◆ **Data lines**:
○ ○ ○

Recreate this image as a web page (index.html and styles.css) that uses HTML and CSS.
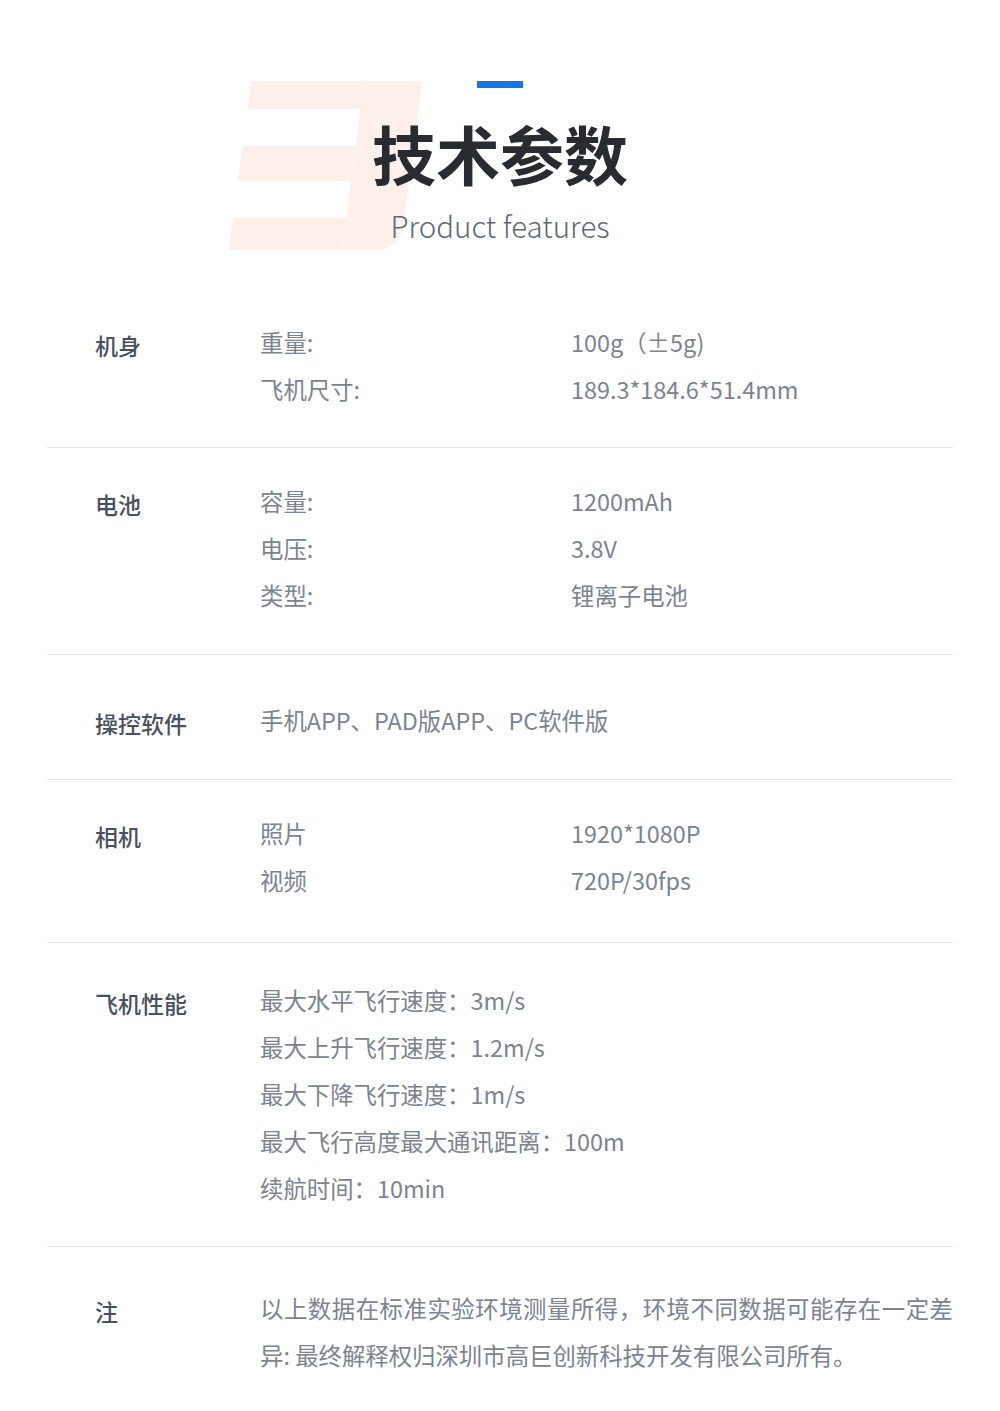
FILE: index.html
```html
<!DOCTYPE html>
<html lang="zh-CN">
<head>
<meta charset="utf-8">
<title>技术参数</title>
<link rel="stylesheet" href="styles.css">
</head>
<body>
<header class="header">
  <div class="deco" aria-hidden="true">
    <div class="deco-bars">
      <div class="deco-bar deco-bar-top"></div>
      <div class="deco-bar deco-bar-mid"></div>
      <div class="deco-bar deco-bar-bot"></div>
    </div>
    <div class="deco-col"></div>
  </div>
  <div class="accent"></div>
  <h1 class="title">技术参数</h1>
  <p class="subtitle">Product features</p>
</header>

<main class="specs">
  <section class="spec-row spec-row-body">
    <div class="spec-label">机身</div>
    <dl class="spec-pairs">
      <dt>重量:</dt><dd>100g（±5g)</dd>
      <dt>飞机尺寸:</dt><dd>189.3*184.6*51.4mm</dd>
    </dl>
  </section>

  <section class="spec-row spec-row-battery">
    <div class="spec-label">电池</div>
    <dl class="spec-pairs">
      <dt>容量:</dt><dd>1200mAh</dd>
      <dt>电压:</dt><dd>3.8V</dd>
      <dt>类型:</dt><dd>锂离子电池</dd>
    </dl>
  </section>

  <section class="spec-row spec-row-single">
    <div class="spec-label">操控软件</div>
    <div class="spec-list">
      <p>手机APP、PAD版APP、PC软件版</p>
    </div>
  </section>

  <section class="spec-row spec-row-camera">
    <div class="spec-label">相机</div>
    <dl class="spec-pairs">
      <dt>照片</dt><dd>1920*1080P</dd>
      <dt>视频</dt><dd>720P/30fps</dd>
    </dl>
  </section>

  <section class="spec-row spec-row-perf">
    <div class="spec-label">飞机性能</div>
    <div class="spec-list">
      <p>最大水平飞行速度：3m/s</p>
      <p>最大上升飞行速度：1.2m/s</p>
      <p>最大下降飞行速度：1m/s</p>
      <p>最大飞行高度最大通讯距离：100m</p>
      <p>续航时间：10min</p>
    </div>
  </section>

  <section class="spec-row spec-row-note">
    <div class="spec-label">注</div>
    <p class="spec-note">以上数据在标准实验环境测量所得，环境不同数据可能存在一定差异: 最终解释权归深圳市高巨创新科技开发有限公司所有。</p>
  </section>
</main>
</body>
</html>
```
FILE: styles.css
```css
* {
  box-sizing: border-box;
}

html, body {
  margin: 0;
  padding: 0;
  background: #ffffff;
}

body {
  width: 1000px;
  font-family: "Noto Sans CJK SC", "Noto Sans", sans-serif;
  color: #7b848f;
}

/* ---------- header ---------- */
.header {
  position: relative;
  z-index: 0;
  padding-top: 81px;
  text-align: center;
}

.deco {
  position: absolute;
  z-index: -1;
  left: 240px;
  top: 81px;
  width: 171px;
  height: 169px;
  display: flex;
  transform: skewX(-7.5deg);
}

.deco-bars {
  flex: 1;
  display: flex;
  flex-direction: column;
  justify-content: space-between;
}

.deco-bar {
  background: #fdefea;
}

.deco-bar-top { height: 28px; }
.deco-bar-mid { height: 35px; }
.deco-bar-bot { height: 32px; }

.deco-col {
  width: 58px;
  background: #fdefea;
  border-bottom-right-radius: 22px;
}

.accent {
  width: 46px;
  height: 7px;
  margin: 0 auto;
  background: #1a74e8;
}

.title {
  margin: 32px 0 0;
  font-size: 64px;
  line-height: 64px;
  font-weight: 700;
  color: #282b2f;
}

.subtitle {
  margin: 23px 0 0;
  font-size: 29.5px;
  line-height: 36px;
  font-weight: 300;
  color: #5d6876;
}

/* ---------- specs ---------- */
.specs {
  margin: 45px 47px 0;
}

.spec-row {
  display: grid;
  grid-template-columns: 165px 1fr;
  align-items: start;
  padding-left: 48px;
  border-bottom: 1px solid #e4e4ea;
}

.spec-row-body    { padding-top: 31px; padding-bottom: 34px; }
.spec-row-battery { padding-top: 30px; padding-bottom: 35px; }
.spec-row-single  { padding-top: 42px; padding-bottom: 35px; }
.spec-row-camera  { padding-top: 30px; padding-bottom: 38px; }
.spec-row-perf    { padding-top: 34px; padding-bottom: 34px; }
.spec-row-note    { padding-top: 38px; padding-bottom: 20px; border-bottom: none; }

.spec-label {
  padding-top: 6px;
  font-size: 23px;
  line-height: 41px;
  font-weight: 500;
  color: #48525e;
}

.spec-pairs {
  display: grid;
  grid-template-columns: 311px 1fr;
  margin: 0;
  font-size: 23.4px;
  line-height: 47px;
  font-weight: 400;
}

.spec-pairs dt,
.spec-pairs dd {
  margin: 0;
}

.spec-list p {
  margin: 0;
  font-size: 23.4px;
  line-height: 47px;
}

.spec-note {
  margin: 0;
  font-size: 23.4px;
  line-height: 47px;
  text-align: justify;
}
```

○ ○ ○

◆ **Instructions for the task**: Pull out every line above that holds the word "styles".

◆ **Response to the task**:
Recreate this image as a web page (index.html and styles.css) that uses HTML and CSS.
<link rel="stylesheet" href="styles.css">
FILE: styles.css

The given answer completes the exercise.